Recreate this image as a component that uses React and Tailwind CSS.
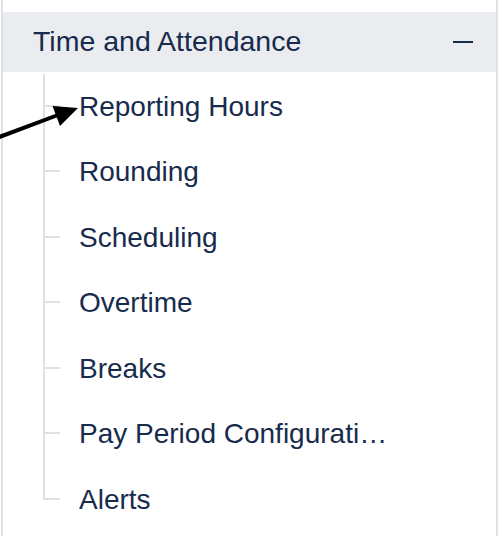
import { useState } from 'react';

const items = [
  'Reporting Hours',
  'Rounding',
  'Scheduling',
  'Overtime',
  'Breaks',
  'Pay Period Configuration',
  'Alerts',
];

function TreeRow({ label, last }) {
  return (
    <li className="flex h-[65.5px] items-stretch">
      {/* connector */}
      <div className="flex w-[17px] flex-col">
        <div className="h-1/2 border-b-2 border-l-2 border-[#dfe1e6]" />
        <div className={last ? 'flex-1' : 'flex-1 border-l-2 border-[#dfe1e6]'} />
      </div>
      <div className="ml-[19px] flex items-center">
        <span className="block w-[309px] truncate leading-[1.3] text-[28px] text-[#172b4d]">
          {label}
        </span>
      </div>
    </li>
  );
}

export default function App() {
  const [open, setOpen] = useState(true);

  return (
    <div className="relative h-[536px] w-[502px] overflow-hidden bg-white font-['Liberation_Sans',Arial,sans-serif]">
      <div className="ml-[1px] flex h-full w-[497px] flex-col border-x-2 border-[#dfe1e6] pt-[12px]">
        {/* Header */}
        <button
          onClick={() => setOpen(!open)}
          className="flex h-[60px] w-full items-center justify-between bg-[#ebecf0] pl-[30px] pr-[23px]"
        >
          <span className="leading-[1.3] text-[28.5px] text-[#172b4d]">Time and Attendance</span>
          <span className="block h-[2.5px] w-[20px] bg-[#172b4d]" />
        </button>

        {/* Items */}
        {open && (
          <ul className="pl-[40px] pt-[2px]">
            {items.map((label, i) => (
              <TreeRow key={label} label={label} last={i === items.length - 1} />
            ))}
          </ul>
        )}
      </div>

      {/* Annotation arrow */}
      <svg
        className="pointer-events-none absolute left-0 top-0"
        width="90"
        height="145"
        viewBox="0 0 90 145"
      >
        <line x1="-2" y1="137.5" x2="58" y2="115" stroke="#000" strokeWidth="4" />
        <polygon points="78,108 52.5,106 60,126" fill="#000" />
      </svg>
    </div>
  );
}
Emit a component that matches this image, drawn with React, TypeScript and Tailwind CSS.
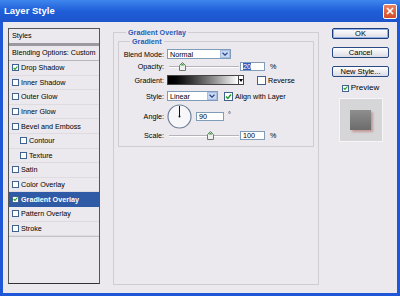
const styles = [
  { name: 'Drop Shadow', checked: true },
  { name: 'Inner Shadow' },
  { name: 'Outer Glow' },
  { name: 'Inner Glow' },
  { name: 'Bevel and Emboss' },
  { name: 'Contour', indent: true },
  { name: 'Texture', indent: true },
  { name: 'Satin' },
  { name: 'Color Overlay' },
  { name: 'Gradient Overlay', checked: true, active: true },
  { name: 'Pattern Overlay' },
  { name: 'Stroke' },
];

function Check({ on }: { on?: boolean }) {
  return (
    <span className="inline-flex h-[7px] w-[7px] shrink-0 items-center justify-center border border-[#3f628f] bg-white">
      {on && (
        <svg width="6" height="6" viewBox="0 0 6 6">
          <path d="M0.8 3 L2.4 4.6 L5.3 1.2" fill="none" stroke="#1e9a1e" strokeWidth="1.3" />
        </svg>
      )}
    </span>
  );
}

function Chevron() {
  return (
    <span className="flex h-full w-[10px] items-center justify-center border border-[#a9bde0] bg-[#c8d8f4]">
      <svg width="6" height="4" viewBox="0 0 6 4">
        <path d="M0.5 0.8 L3 3.2 L5.5 0.8" fill="none" stroke="#2c4a86" strokeWidth="1.2" />
      </svg>
    </span>
  );
}

function Slider({ at }: { at: number }) {
  return (
    <div className="relative h-full w-[70px]">
      <div className="absolute left-0 right-0 top-[5px] h-[2px] border-t border-[#b5b3b8] bg-white" />
      <svg className="absolute top-[1px]" style={{ left: at - 3 }} width="7" height="9" viewBox="0 0 7 9">
        <path d="M3.5 0.5 L6.5 3.5 L6.5 8.5 L0.5 8.5 L0.5 3.5 Z" fill="#f0f0f0" stroke="#6f7a6f" />
        <path d="M3.5 1.5 L5.5 3.5 L1.5 3.5 Z" fill="#2fa62f" />
      </svg>
    </div>
  );
}

function Field({ value, sel, w }: { value: string; sel?: boolean; w: string }) {
  return (
    <span className={`flex h-[9px] items-center border border-[#7f9db9] bg-white pl-[2px] ${w}`}>
      <span className={sel ? 'bg-[#2f5ec0] text-white' : ''}>{value}</span>
    </span>
  );
}

function Btn({ label, main }: { label: string; main?: boolean }) {
  return (
    <div
      className={`flex h-[11px] w-[57px] items-center justify-center rounded-[2px] border bg-gradient-to-b from-white to-[#dcdbe4] ${
        main ? 'border-[#1d3d7a] shadow-[inset_0_0_0_1px_#8fb0e6]' : 'border-[#2a4a86]'
      }`}
    >
      {label}
    </div>
  );
}

export default function App() {
  return (
    <div
      className="flex h-[296px] w-[400px] flex-col bg-[#1f58d6] text-[7.2px] leading-none text-black"
      style={{ fontFamily: '"Liberation Sans", Arial, sans-serif' }}
    >
      <div className="flex h-[22px] items-center justify-between bg-gradient-to-b from-[#3f86ee] via-[#1f5ed8] to-[#1c54cc] pl-[4px] pr-[3px]">
        <span className="text-[9.5px] font-bold text-white">Layer Style</span>
        <span className="flex h-[15px] w-[14px] items-center justify-center rounded-[2px] border border-white bg-gradient-to-b from-[#e98262] to-[#d44a25]">
          <svg width="8" height="8" viewBox="0 0 8 8">
            <path d="M1 1 L7 7 M7 1 L1 7" stroke="white" strokeWidth="1.7" />
          </svg>
        </span>
      </div>

      <div className="mx-[3px] mb-[3px] flex flex-1 bg-[#ebe9ed] pl-[5px] pt-[6px]">
        {/* styles list */}
        <div className="flex h-[256px] w-[92px] flex-col border border-[#555] border-b-[#333] bg-[#ebe9ed]">
          <div className="flex h-[14px] items-center pl-[3px]">Styles</div>
          <div className="h-[3px] bg-[#9c9aa0]" />
          <div className="flex h-[15px] items-center border-b border-[#b8b6bb] pl-[3px]">Blending Options: Custom</div>
          {styles.map((s) => (
            <div
              key={s.name}
              className={`flex h-[14.6px] items-center gap-[2px] border-b ${
                s.active ? 'border-[#2f5aa6] bg-[#2f5aa6] font-bold text-white' : 'border-[#dedce1]'
              } ${s.indent ? 'pl-[11px]' : 'pl-[3px]'}`}
            >
              <Check on={s.checked} />
              {s.name}
            </div>
          ))}
          <div className="flex-1 border-t border-[#c4c2c7]" />
        </div>

        {/* options */}
        <fieldset className="ml-[13px] mt-[1px] h-[256px] w-[206px] border border-[#cfcdd2] px-[4px]">
          <legend className="ml-[8px] px-[2px] font-bold text-[#2a5bb6]">Gradient Overlay</legend>
          <fieldset className="mt-[2px] border border-[#cfcdd2] pb-[6px]">
            <legend className="ml-[11px] px-[2px] font-bold text-[#2a5bb6]">Gradient</legend>

            <div className="mt-[4px] flex h-[10px] items-center gap-[3px]">
              <span className="w-[45px] text-right">Blend Mode:</span>
              <span className="flex h-full w-[64px] items-center justify-between border border-[#7f9db9] bg-white pl-[2px]">
                Normal
                <Chevron />
              </span>
            </div>

            <div className="mt-[2px] flex h-[10px] items-center gap-[3px]">
              <span className="w-[45px] text-right">Opacity:</span>
              <div className="ml-[2px] flex h-full items-center">
                <Slider at={13} />
                <Field value="20" sel w="w-[25px] ml-[1px]" />
                <span className="ml-[5px]">%</span>
              </div>
            </div>

            <div className="mt-[4px] flex h-[10px] items-center gap-[3px]">
              <span className="w-[45px] text-right">Gradient:</span>
              <span className="flex h-full w-[77px] items-stretch border border-[#444]">
                <span className="flex-1 bg-gradient-to-r from-black to-white" />
                <span className="flex w-[5px] items-center justify-center border-l border-[#444] bg-white">
                  <svg width="4" height="3" viewBox="0 0 4 3">
                    <path d="M0 0 L4 0 L2 3 Z" fill="#000" />
                  </svg>
                </span>
              </span>
              <span className="ml-[10px] flex items-center gap-[2px]">
                <span className="h-[9px] w-[9px] border border-[#3f628f] bg-white" />
                Reverse
              </span>
            </div>

            <div className="mt-[6px] flex h-[10px] items-center gap-[3px]">
              <span className="w-[45px] text-right">Style:</span>
              <span className="flex h-full w-[51px] items-center justify-between border border-[#7f9db9] bg-white pl-[2px]">
                Linear
                <Chevron />
              </span>
              <span className="ml-[3px] flex items-center gap-[2px]">
                <span className="flex h-[9px] w-[9px] items-center justify-center border border-[#3f628f] bg-white">
                  <svg width="7" height="7" viewBox="0 0 7 7">
                    <path d="M1 3.5 L2.8 5.4 L6 1.5" fill="none" stroke="#1e9a1e" strokeWidth="1.4" />
                  </svg>
                </span>
                Align with Layer
              </span>
            </div>

            <div className="mt-[3px] flex h-[24px] items-center gap-[3px]">
              <span className="w-[45px] text-right">Angle:</span>
              <svg width="25" height="25" viewBox="0 0 25 25">
                <circle cx="12.5" cy="12.5" r="11.5" fill="#f7f7f9" stroke="#6f7f9a" strokeWidth="1.2" />
                <line x1="12.5" y1="12.5" x2="12.5" y2="2" stroke="#111" strokeWidth="1" />
                <circle cx="12.5" cy="12.5" r="1" fill="#111" />
              </svg>
              <Field value="90" w="w-[28px] ml-[1px]" />
              <span className="ml-[1px] self-start pt-[7px]">°</span>
            </div>

            <div className="mt-[2px] flex h-[10px] items-center gap-[3px]">
              <span className="w-[45px] text-right">Scale:</span>
              <div className="ml-[2px] flex h-full items-center">
                <Slider at={41} />
                <Field value="100" w="w-[25px] ml-[1px]" />
                <span className="ml-[5px]">%</span>
              </div>
            </div>
          </fieldset>
        </fieldset>

        {/* buttons */}
        <div className="ml-[13px] flex flex-col items-center gap-[8px] text-[7.5px]">
          <Btn label="OK" main />
          <Btn label="Cancel" />
          <Btn label="New Style..." />
          <div className="mt-[-1px] flex items-center gap-[2px] text-[8px]">
            <Check on />
            Preview
          </div>
          <div className="mt-[-2px] flex h-[44px] w-[44px] items-center justify-center border border-[#f6f6f8] bg-[#d6d5d8]">
            <div className="h-[20px] w-[21px] bg-gradient-to-b from-[#8e8e8e] to-[#6c6c6c] shadow-[2px_2px_2px_#c49a9a]" />
          </div>
        </div>
      </div>
    </div>
  );
}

..........

Written problem —
Could the lines from the top of the material through the line with "const [open, setOpen] = useState(true);" be repeated exactly, pictures left out?

Response —
Recreate this image as a component that uses React and Tailwind CSS.
import { useState } from 'react';

const items = [
  'Reporting Hours',
  'Rounding',
  'Scheduling',
  'Overtime',
  'Breaks',
  'Pay Period Configuration',
  'Alerts',
];

function TreeRow({ label, last }) {
  return (
    <li className="flex h-[65.5px] items-stretch">
      {/* connector */}
      <div className="flex w-[17px] flex-col">
        <div className="h-1/2 border-b-2 border-l-2 border-[#dfe1e6]" />
        <div className={last ? 'flex-1' : 'flex-1 border-l-2 border-[#dfe1e6]'} />
      </div>
      <div className="ml-[19px] flex items-center">
        <span className="block w-[309px] truncate leading-[1.3] text-[28px] text-[#172b4d]">
          {label}
        </span>
      </div>
    </li>
  );
}

export default function App() {
  const [open, setOpen] = useState(true);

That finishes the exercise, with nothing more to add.